Reaction to the Senate Committee Report

Commenting on the report The Communications Law Centre “commended” the Senate Committee on its findings that media diversity in regional areas was under threat, but considered that similar concerns also applied to major metropolitan areas.

Director of the Communications Law Centre, Dr Derek Wilding, said: “It is encouraging to see that all members of the Committee have recognised at least some flaws in the Bill. The inevitable conclusion on the effectiveness of the Bill is expressed by the joint report of the ALP and Democrat Senators: that there is no public benefit in the Bill and that only justification apparent for the changes proposed in this Bill were to serve the commercial interests of the major media companies who would have everything to gain under the new rules.”

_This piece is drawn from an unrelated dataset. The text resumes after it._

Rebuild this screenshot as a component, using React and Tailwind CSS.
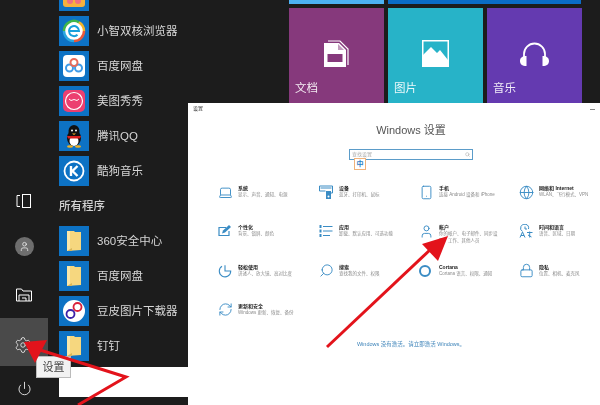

Even more significant, according to the CLC, is the recognition by the Coalition majority that ownership does matter. Wilding said, “The proposal for two-out-of-three media forms in regional areas is itself flawed, since in many country areas there is no regional daily newspaper. The only local newspapers are non-dailies, and even the cross-media rules don’t apply to them. Already, there is substantial cross-media ownership of country press and regional radio. The two-out-of-three proposal would effectively mean that these companies can add television to their list of holdings. As a result, it would fail to protect consumers in many country areas… Nevertheless, the proposal is an important acknowledgment by the Coalition Senators that ownership is the issue for ensuring diversity.”

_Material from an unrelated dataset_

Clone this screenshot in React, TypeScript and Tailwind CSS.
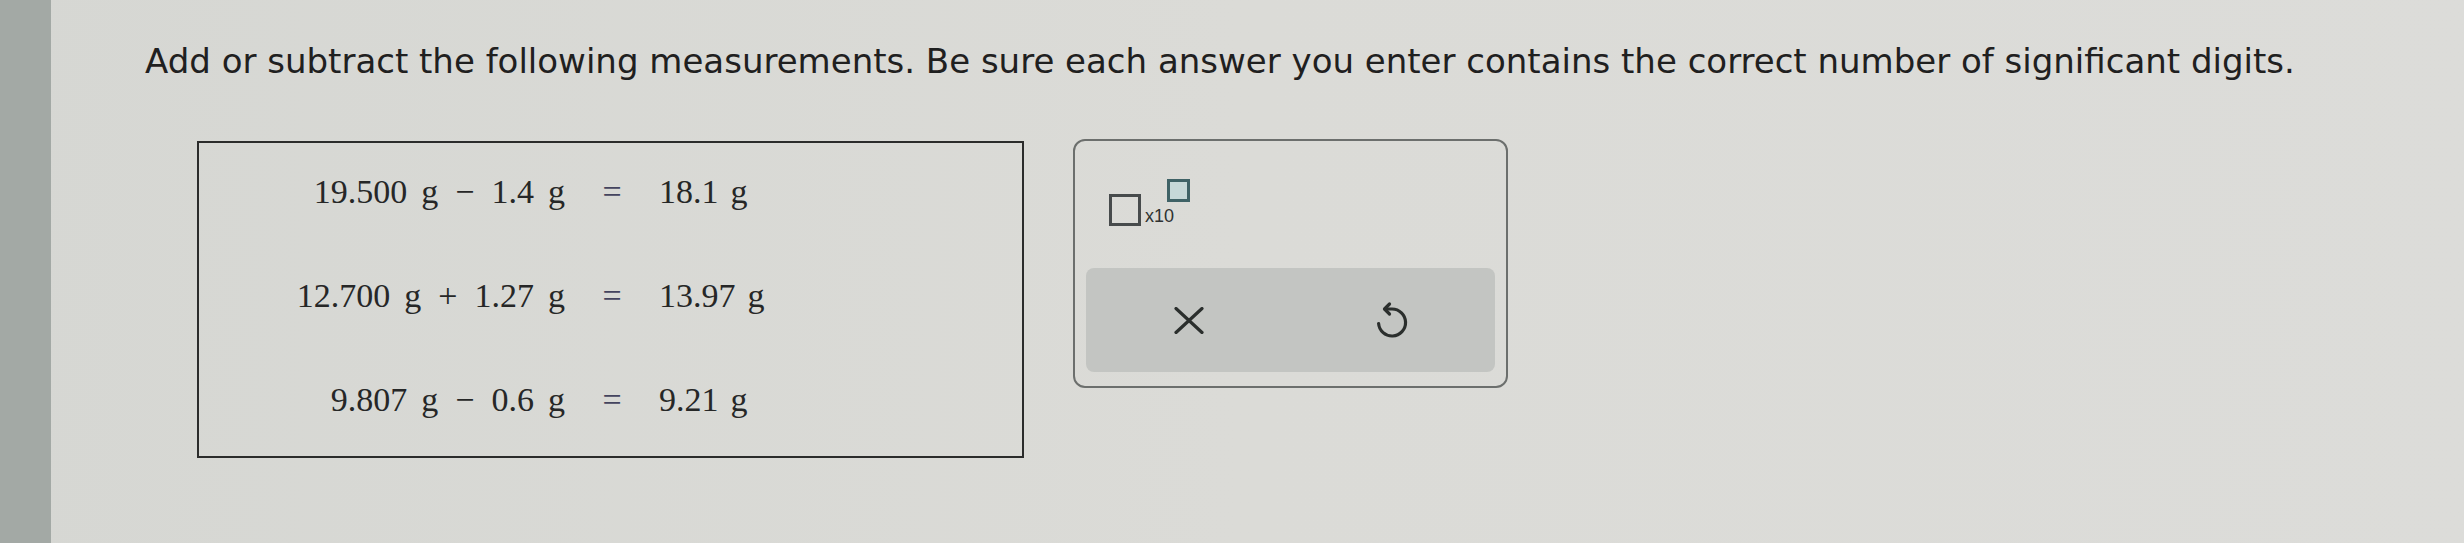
import React from 'react';

type Term = { value: string; unit: string };

const rows: { left: Term; op: string; right: Term; result: Term }[] = [
  { left: { value: '19.500', unit: 'g' }, op: '−', right: { value: '1.4', unit: 'g' }, result: { value: '18.1', unit: 'g' } },
  { left: { value: '12.700', unit: 'g' }, op: '+', right: { value: '1.27', unit: 'g' }, result: { value: '13.97', unit: 'g' } },
  { left: { value: '9.807', unit: 'g' }, op: '−', right: { value: '0.6', unit: 'g' }, result: { value: '9.21', unit: 'g' } },
];

const Measure: React.FC<{ term: Term; gap?: string }> = ({ term, gap = 'gap-[14px]' }) => (
  <span className={`flex ${gap}`}>
    <span>{term.value}</span>
    <span>{term.unit}</span>
  </span>
);

const ClearIcon: React.FC = () => (
  <svg width="30" height="27" viewBox="0 0 30 27" fill="none" stroke="#2b2f2d" strokeWidth="3.2" strokeLinecap="round">
    <path d="M2 1.5 L28 25.5" />
    <path d="M28 1.5 L2 25.5" />
  </svg>
);

const UndoIcon: React.FC = () => (
  <svg width="32" height="38" viewBox="0 0 32 38" fill="none" stroke="#2b2f2d" strokeWidth="3.2" strokeLinecap="round" strokeLinejoin="round">
    <path d="M9 8 H16 A13.5 13.5 0 1 1 2.6 22.5" />
    <path d="M13.5 3 L8.5 8 L13.5 13" />
  </svg>
);

const App: React.FC = () => {
  return (
    <div className="flex h-[543px] w-full overflow-hidden bg-gradient-to-r from-[#d6d7d3] via-[#dbdbd7] to-[#dcdcd9]">
      <div className="w-[51px] shrink-0 bg-[#a3a9a5]" />
      <div className="flex-1 pl-[94px] pt-[41px]">
        <p className="text-[34px] leading-[40px] text-[#1f2020] whitespace-nowrap" style={{ fontFamily: '"DejaVu Sans", Verdana, sans-serif' }}>
          Add or subtract the following measurements. Be sure each answer you enter contains the correct number of significant digits.
        </p>

        <div className="ml-[52px] mt-[58px] flex items-start gap-[49px]">
          {/* measurements */}
          <div
            className="mt-[2px] h-[317px] w-[827px] border-2 border-[#2b2c2b] text-[34px] text-[#262727]"
            style={{ fontFamily: '"Liberation Serif", "Times New Roman", serif' }}
          >
            {rows.map((r, i) => (
              <div key={i} className="grid h-[104px] grid-cols-[366px_94px_1fr] items-start leading-[98px]">
                <div className="flex justify-end">
                  <Measure term={r.left} />
                  <span className="mx-[17px]">{r.op}</span>
                  <Measure term={r.right} />
                </div>
                <div className="text-center text-[#44445e]">=</div>
                <div className="flex">
                  <Measure term={r.result} gap="gap-[12px]" />
                </div>
              </div>
            ))}
          </div>

          {/* answer panel */}
          <div className="h-[249px] w-[435px] rounded-[12px] border-2 border-[#6c6f6d] px-[11px] pt-[38px]">
            <div className="flex items-start pl-[23px]">
              <div className="mt-[15px] h-[32px] w-[32px] border-[3px] border-[#474b4c]" />
              <span
                className="ml-[4px] mt-[28px] text-[18px] leading-[18px] text-[#2f3231]"
                style={{ fontFamily: '"Liberation Sans", Arial, sans-serif' }}
              >
                x10
              </span>
              <div className="ml-[-7px] h-[23px] w-[23px] border-[3px] border-[#3f6266] bg-[#c6d8d8]" />
            </div>
            <div className="mt-[42px] grid h-[104px] grid-cols-2 items-center rounded-[8px] bg-[#c3c5c2]">
              <div className="flex justify-center pl-[2px]">
                <ClearIcon />
              </div>
              <div className="flex justify-center pr-[2px]">
                <UndoIcon />
              </div>
            </div>
          </div>
        </div>
      </div>
    </div>
  );
};

export default App;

The CLC commended the dissenting ALP and Democrat Senators “for their conclusion that the editorial separation scheme would fail as a public interest test, and that the Bill would operate as a de facto means of repealing the cross-media rules.”

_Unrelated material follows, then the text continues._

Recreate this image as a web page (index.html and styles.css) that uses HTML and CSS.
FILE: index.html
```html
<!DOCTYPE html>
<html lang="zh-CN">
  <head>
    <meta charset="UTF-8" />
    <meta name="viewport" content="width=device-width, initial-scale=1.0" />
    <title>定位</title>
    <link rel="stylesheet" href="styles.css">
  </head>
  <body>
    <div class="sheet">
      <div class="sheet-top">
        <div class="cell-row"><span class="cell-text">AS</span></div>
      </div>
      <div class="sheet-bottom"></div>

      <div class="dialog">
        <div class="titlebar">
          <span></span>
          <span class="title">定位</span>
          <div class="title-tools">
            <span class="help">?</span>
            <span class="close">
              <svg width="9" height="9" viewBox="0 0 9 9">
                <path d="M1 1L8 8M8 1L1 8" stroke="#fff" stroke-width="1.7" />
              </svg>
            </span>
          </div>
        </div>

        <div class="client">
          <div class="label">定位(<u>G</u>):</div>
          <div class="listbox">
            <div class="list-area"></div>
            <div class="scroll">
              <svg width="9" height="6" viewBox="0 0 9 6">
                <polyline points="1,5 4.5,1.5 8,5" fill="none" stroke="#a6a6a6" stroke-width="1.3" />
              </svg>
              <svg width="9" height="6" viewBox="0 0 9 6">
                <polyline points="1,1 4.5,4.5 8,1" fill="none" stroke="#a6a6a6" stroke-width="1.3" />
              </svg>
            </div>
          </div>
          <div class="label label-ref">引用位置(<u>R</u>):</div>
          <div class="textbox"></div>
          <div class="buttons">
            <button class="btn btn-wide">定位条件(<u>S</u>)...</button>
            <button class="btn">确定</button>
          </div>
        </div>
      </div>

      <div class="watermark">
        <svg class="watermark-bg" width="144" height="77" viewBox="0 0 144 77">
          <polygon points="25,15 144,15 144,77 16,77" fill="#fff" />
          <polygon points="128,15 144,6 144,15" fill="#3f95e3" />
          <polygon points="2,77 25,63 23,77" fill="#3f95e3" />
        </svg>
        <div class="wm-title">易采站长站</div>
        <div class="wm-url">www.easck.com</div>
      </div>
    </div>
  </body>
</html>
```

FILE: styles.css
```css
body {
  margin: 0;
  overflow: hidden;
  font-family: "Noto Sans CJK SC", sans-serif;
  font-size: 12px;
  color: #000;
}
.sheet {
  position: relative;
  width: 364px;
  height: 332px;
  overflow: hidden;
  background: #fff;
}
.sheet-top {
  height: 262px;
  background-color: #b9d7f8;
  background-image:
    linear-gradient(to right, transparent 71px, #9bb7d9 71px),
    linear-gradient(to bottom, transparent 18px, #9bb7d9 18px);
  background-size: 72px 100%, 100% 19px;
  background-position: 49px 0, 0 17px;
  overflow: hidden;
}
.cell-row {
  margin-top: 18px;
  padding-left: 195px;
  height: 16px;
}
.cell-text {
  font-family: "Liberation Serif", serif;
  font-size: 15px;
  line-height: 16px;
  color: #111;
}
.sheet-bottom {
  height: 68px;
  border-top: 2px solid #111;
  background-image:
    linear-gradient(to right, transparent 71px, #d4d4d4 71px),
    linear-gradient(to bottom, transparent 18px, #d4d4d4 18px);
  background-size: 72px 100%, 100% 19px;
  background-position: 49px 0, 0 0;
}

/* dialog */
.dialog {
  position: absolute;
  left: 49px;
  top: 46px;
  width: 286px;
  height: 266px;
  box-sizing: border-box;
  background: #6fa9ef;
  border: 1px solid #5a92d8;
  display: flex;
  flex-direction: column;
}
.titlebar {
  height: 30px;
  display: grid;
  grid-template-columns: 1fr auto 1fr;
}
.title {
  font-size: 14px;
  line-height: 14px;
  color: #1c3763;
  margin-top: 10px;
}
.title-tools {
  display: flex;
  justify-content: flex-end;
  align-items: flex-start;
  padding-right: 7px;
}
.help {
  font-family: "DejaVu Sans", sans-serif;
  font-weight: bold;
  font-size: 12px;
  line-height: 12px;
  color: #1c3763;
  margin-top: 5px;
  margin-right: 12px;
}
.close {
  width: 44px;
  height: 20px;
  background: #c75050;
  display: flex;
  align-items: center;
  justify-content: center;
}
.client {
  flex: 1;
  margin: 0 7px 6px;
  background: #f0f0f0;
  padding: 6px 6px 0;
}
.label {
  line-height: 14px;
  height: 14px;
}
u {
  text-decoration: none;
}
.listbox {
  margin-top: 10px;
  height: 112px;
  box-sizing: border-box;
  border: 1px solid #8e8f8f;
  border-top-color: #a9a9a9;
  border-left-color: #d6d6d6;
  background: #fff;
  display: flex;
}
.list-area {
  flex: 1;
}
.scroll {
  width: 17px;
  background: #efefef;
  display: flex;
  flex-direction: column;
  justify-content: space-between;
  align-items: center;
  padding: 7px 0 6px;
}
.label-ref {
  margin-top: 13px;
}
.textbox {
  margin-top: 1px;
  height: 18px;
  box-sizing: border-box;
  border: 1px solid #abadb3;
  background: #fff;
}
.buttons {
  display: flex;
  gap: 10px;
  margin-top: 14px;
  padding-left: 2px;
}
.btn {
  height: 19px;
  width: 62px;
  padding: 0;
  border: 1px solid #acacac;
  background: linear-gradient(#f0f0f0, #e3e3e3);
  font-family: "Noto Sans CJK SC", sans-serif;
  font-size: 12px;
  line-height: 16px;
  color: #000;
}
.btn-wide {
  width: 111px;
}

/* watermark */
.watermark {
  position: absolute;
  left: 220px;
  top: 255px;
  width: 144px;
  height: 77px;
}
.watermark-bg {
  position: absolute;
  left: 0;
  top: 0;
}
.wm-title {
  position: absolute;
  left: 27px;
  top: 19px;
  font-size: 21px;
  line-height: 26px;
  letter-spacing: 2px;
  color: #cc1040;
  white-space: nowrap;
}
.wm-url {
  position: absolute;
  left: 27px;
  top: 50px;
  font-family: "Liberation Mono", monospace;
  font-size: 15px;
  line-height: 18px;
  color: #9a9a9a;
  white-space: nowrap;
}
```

On the other hand News Limited, in an editorial in The Australian, was most uncomplimentary about the dissenters in a colourful editorial: “The Howard Government’s unenthusiastic attempt to unscramble Australia’s spaghetti-and-meatballs media regulation has dribbled down its shirt… Labor and the Democrats dissenting report… was remarkable in its illogicality… [they] are never going to get real about media law reform.”